A Call for Asset-Building and Economic Inclusion
Modern movements for economic justice have revived Douglass’s focus on asset-building. Proposals for baby bonds, reparations, and community land trusts all descend from the same intellectual tradition that Douglass helped to forge. They recognize that freedom is not a single event, but a continuous struggle to build the economic power necessary to secure political and social equality. Douglass’s legacy teaches us that the right to vote and the right to own property are not competing priorities, but two sides of the same coin.
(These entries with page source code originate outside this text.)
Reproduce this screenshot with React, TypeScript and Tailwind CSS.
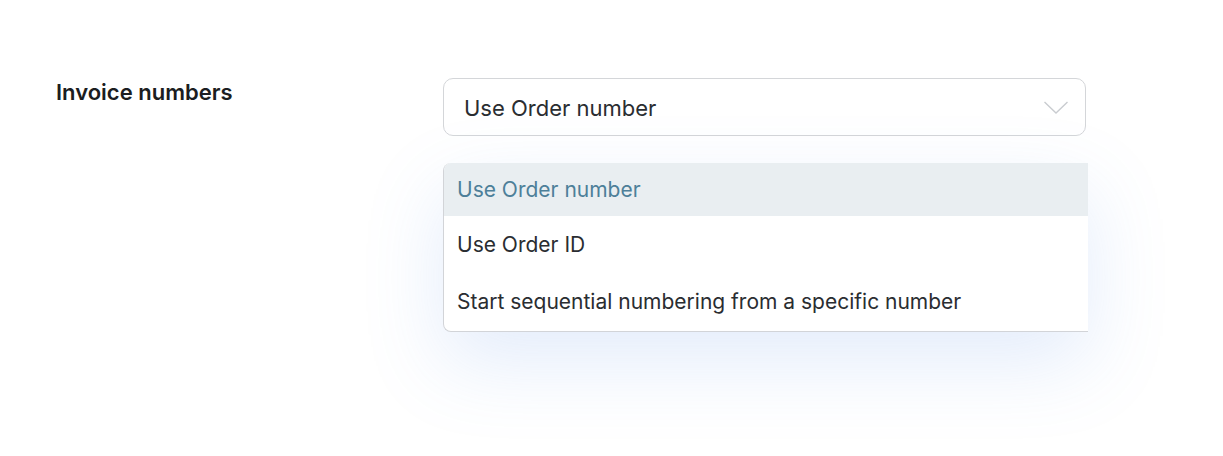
import React from "react";

export default function App() {
  const font = { fontFamily: "Inter, 'Noto Sans', sans-serif" };
  return (
    <div className="w-[1223px] h-[456px] bg-white flex pl-[56px] pt-[78px]" style={font}>
      <div className="w-[387px] pt-[0px] text-[22px] leading-[28px] font-semibold text-[#1b1d21]">
        Invoice numbers
      </div>
      <div className="w-[645px] flex flex-col">
        <div className="w-[643px] h-[58px] rounded-[10px] border border-[#d4d6d9] bg-white flex items-center justify-between pl-[20px] pr-[16px]">
          <span className="text-[22px] pt-[3px] text-[#2a2d31]">Use Order number</span>
          <svg width="26" height="16" viewBox="0 0 26 16" fill="none">
            <path d="M1.5 3 L13 14 L24.5 3" stroke="#c9ccd0" strokeWidth="1.4" />
          </svg>
        </div>
        <div className="mt-[27px] w-[645px] bg-white rounded-l-[8px] border-l border-b border-[#d2d4d8] overflow-hidden shadow-[0_30px_80px_rgba(90,140,230,0.17)] flex flex-col">
          <div className="h-[53px] bg-[#e9eef1] flex items-center pl-[13px] text-[21px] text-[#4d7f99]">
            Use Order number
          </div>
          <div className="h-[57px] flex items-center pl-[13px] text-[21px] text-[#2a2d31]">
            Use Order ID
          </div>
          <div className="h-[58px] flex items-center pl-[13px] text-[21px] text-[#2a2d31]">
            Start sequential numbering from a specific number
          </div>
        </div>
      </div>
    </div>
  );
}
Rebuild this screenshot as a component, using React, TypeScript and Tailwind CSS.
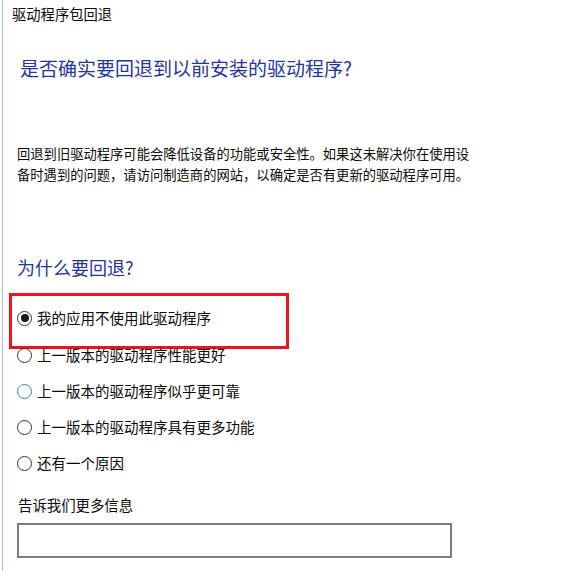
import React from "react";

const font = { fontFamily: '"Noto Sans CJK SC", "Noto Sans", sans-serif' };

function Radio({ checked, focus }: { checked?: boolean; focus?: boolean }) {
  return (
    <span
      className={`flex h-[15px] w-[15px] shrink-0 items-center justify-center rounded-full border bg-white ${
        focus ? "border-[#2f7fd6]" : "border-[#333333]"
      }`}
    >
      {checked && <span className="h-[8px] w-[8px] rounded-full bg-[#1a1a1a]" />}
    </span>
  );
}

function Option({ label, checked, focus, className = "" }: { label: string; checked?: boolean; focus?: boolean; className?: string }) {
  return (
    <div className={`flex h-[20px] items-center gap-[5px] pl-[14px] ${className}`}>
      <Radio checked={checked} focus={focus} />
      <span className="text-[14.5px] leading-[20px] text-[#0a0a0a] whitespace-nowrap">{label}</span>
    </div>
  );
}

export default function App() {
  return (
    <div className="h-[571px] w-[572px] overflow-hidden bg-white pl-[2px]" style={font}>
      <div className="h-full border-l border-[#9dc5ee]">
        {/* window title */}
        <div className="ml-[9px] pt-[4px] text-[14.3px] leading-[20px] text-[#0a0a0a]">驱动程序包回退</div>

        {/* main instruction */}
        <div className="ml-[17px] mt-[31px] text-[19px] leading-[26px] text-[#1f36a6] whitespace-nowrap">
          是否确实要回退到以前安装的驱动程序?
        </div>

        <div className="ml-[14px] mt-[62px] text-[13.3px] leading-[21px] text-[#0a0a0a]">
          <div className="whitespace-nowrap">回退到旧驱动程序可能会降低设备的功能或安全性。如果这未解决你在使用设</div>
          <div className="whitespace-nowrap">备时遇到的问题，请访问制造商的网站，以确定是否有更新的驱动程序可用。</div>
        </div>

        <div className="ml-[14px] mt-[69px] text-[18px] leading-[26px] text-[#1f36a6]">为什么要回退?</div>

        {/* highlighted option */}
        <div className="ml-[6px] mt-[13px] h-[56px] w-[280px] border-[3px] border-[#e8141e] pt-[12px]">
          <Option label="我的应用不使用此驱动程序" checked className="!pl-[5px]" />
        </div>

        <Option label="上一版本的驱动程序性能更好" className="mt-[-4px]" />
        <Option label="上一版本的驱动程序似乎更可靠" focus className="mt-[16px]" />
        <Option label="上一版本的驱动程序具有更多功能" className="mt-[16px]" />
        <Option label="还有一个原因" className="mt-[16px]" />

        <div className="ml-[15px] mt-[22px] text-[14.4px] leading-[20px] text-[#0a0a0a]">告诉我们更多信息</div>
        <div className="ml-[14px] mt-[8px] h-[35px] w-[435px] border-2 border-[#7d7d7d] bg-white" />
      </div>
    </div>
  );
}
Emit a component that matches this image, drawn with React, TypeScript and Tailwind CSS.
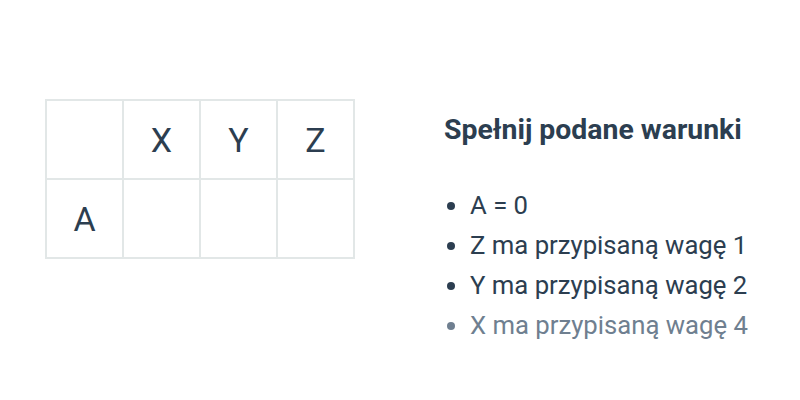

You cannot have one in a meaningful sense without the other.
Conclusion: The Unfinished Revolution
Frederick Douglass dedicated his life to the proposition that a man cannot be free if he is economically dependent. His advocacy for land ownership was the practical embodiment of this profound belief. He understood that the battle for racial equality was fundamentally a battle over resources—over who owns the land, who controls the capital, and who has the power to shape their own destiny. While the specific policy battles of the 19th century have faded into history, the core challenge Douglass identified remains as urgent as ever.
True emancipation requires not just a legal decree, but a just economy. Douglass’s voice, calling from the 19th century, still echoes today. He reminds us that the dream of freedom requires more than a ballot; it requires a piece of the earth to stand on, a stake in the country, and the economic power to live a life of dignity and independence. The work of building that just economy, of closing the wealth gap, and of securing land and capital for those who have been historically excluded is the living legacy of Frederick Douglass’s great unfinished revolution.